**Work instructions:** The records below must be copied in full; omit the images.

Code that builds pages:
━━━━━━━━━━

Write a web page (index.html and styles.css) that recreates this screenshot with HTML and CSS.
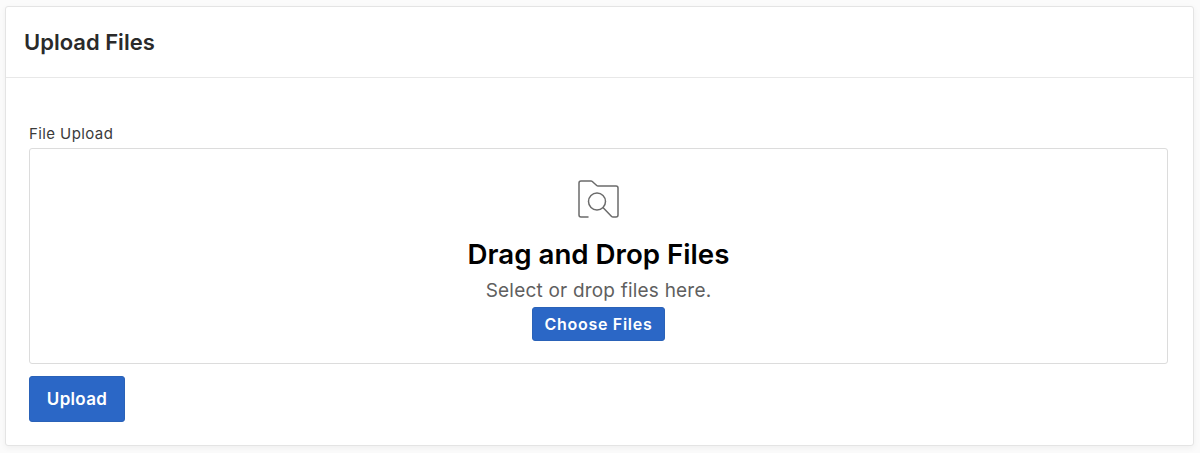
FILE: index.html
```html
<!DOCTYPE html>
<html lang="en">
  <head>
    <meta charset="UTF-8" />
    <title>Upload Files</title>
    <link rel="stylesheet" href="styles.css">
  </head>
  <body>
    <div class="card">
      <div class="card-header">
        <h2 class="card-title">Upload Files</h2>
      </div>
      <div class="card-body">
        <label class="field-label">File Upload</label>
        <div class="dropzone">
          <svg class="dropzone-icon" width="41" height="39" viewBox="0 0 41 39" fill="none" stroke="#6b6b6b" stroke-width="1.5" stroke-linecap="round" stroke-linejoin="round">
            <path d="M10 38H3a2 2 0 0 1-2-2V4a2 2 0 0 1 2-2h10a2 2 0 0 1 1.300.5l4.400 4a2 2 0 0 0 1.300.5H38a2 2 0 0 1 2 2v27a2 2 0 0 1-2 2h-3a2 2 0 0 1-1.400-.6L25.200 28.700" />
            <circle cx="19" cy="22.500" r="8.500" />
          </svg>
          <h3 class="dropzone-title">Drag and Drop Files</h3>
          <p class="dropzone-text">Select or drop files here.</p>
          <button class="btn btn-small">Choose Files</button>
        </div>
        <button class="btn btn-upload">Upload</button>
      </div>
    </div>
  </body>
</html>
```

FILE: styles.css
```css
html, body {
    margin: 0;
    height: 453px;
    overflow: hidden;
}

body {
    background: #fbfbfb;
    padding: 6px 6px 0 5px;
    box-sizing: border-box;
    font-family: Inter, "Liberation Sans", sans-serif;
}

.card {
    background: #fff;
    border: 1px solid #e4e4e4;
    border-radius: 3px;
    box-shadow: 0 2px 6px rgba(0, 0, 0, 0.05);
    height: 440px;
    box-sizing: border-box;
}

.card-header {
    height: 70px;
    border-bottom: 1px solid #e8e8e8;
    display: flex;
    align-items: center;
    padding-left: 18px;
}

.card-title {
    margin: 0;
    font-size: 22px;
    font-weight: 600;
    color: #2a2a2a;
}

.card-body {
    padding: 46px 25px 0 23px;
}

.field-label {
    display: block;
    font-size: 15px;
    line-height: 20px;
    color: #3b3b3b;
    letter-spacing: 0.4px;
    margin-bottom: 4px;
}

.dropzone {
    height: 216px;
    box-sizing: border-box;
    border: 1px solid #dcdcdc;
    border-radius: 3px;
    display: flex;
    flex-direction: column;
    align-items: center;
    padding-top: 30px;
}

.dropzone-title {
    margin: 18px 0 0;
    font-size: 27.700px;
    line-height: 36px;
    font-weight: 600;
    color: #000;
}

.dropzone-text {
    margin: 7px 0 0;
    font-size: 19px;
    line-height: 24px;
    letter-spacing: 0.2px;
    color: #5f5f5f;
}

.btn {
    display: block;
    border: 1px solid #2a62b8;
    border-radius: 3px;
    background: #2b67c6;
    color: #fff;
    font-family: inherit;
    font-weight: 600;
    padding: 0;
}

.btn-small {
    width: 133px;
    height: 34px;
    margin-top: 4px;
    font-size: 16px;
    letter-spacing: 0.7px;
}

.btn-upload {
    width: 96px;
    height: 46px;
    margin-top: 12px;
    font-size: 17px;
    letter-spacing: 0.3px;
}
```
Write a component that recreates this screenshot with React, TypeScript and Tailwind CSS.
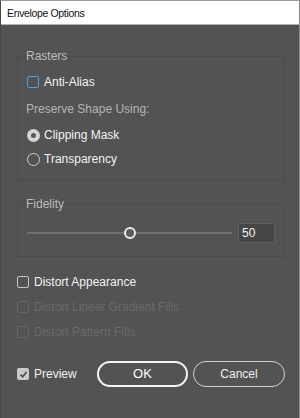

━━━━━━━━━━

**Exercise output:**
Write a web page (index.html and styles.css) that recreates this screenshot with HTML and CSS.
FILE: index.html
```html
<!DOCTYPE html>
<html lang="en">
  <head>
    <meta charset="UTF-8" />
    <title>Upload Files</title>
    <link rel="stylesheet" href="styles.css">
  </head>
  <body>
    <div class="card">
      <div class="card-header">
        <h2 class="card-title">Upload Files</h2>
      </div>
      <div class="card-body">
        <label class="field-label">File Upload</label>
        <div class="dropzone">
          <svg class="dropzone-icon" width="41" height="39" viewBox="0 0 41 39" fill="none" stroke="#6b6b6b" stroke-width="1.5" stroke-linecap="round" stroke-linejoin="round">
            <path d="M10 38H3a2 2 0 0 1-2-2V4a2 2 0 0 1 2-2h10a2 2 0 0 1 1.300.5l4.400 4a2 2 0 0 0 1.300.5H38a2 2 0 0 1 2 2v27a2 2 0 0 1-2 2h-3a2 2 0 0 1-1.400-.6L25.200 28.700" />
            <circle cx="19" cy="22.500" r="8.500" />
          </svg>
          <h3 class="dropzone-title">Drag and Drop Files</h3>
          <p class="dropzone-text">Select or drop files here.</p>
          <button class="btn btn-small">Choose Files</button>
        </div>
        <button class="btn btn-upload">Upload</button>
      </div>
    </div>
  </body>
</html>
```

FILE: styles.css
```css
html, body {
    margin: 0;
    height: 453px;
    overflow: hidden;
}

body {
    background: #fbfbfb;
    padding: 6px 6px 0 5px;
    box-sizing: border-box;
    font-family: Inter, "Liberation Sans", sans-serif;
}

.card {
    background: #fff;
    border: 1px solid #e4e4e4;
    border-radius: 3px;
    box-shadow: 0 2px 6px rgba(0, 0, 0, 0.05);
    height: 440px;
    box-sizing: border-box;
}

.card-header {
    height: 70px;
    border-bottom: 1px solid #e8e8e8;
    display: flex;
    align-items: center;
    padding-left: 18px;
}

.card-title {
    margin: 0;
    font-size: 22px;
    font-weight: 600;
    color: #2a2a2a;
}

.card-body {
    padding: 46px 25px 0 23px;
}

.field-label {
    display: block;
    font-size: 15px;
    line-height: 20px;
    color: #3b3b3b;
    letter-spacing: 0.4px;
    margin-bottom: 4px;
}

.dropzone {
    height: 216px;
    box-sizing: border-box;
    border: 1px solid #dcdcdc;
    border-radius: 3px;
    display: flex;
    flex-direction: column;
    align-items: center;
    padding-top: 30px;
}

.dropzone-title {
    margin: 18px 0 0;
    font-size: 27.700px;
    line-height: 36px;
    font-weight: 600;
    color: #000;
}

.dropzone-text {
    margin: 7px 0 0;
    font-size: 19px;
    line-height: 24px;
    letter-spacing: 0.2px;
    color: #5f5f5f;
}

.btn {
    display: block;
    border: 1px solid #2a62b8;
    border-radius: 3px;
    background: #2b67c6;
    color: #fff;
    font-family: inherit;
    font-weight: 600;
    padding: 0;
}

.btn-small {
    width: 133px;
    height: 34px;
    margin-top: 4px;
    font-size: 16px;
    letter-spacing: 0.7px;
}

.btn-upload {
    width: 96px;
    height: 46px;
    margin-top: 12px;
    font-size: 17px;
    letter-spacing: 0.3px;
}
```
Write a component that recreates this screenshot with React, TypeScript and Tailwind CSS.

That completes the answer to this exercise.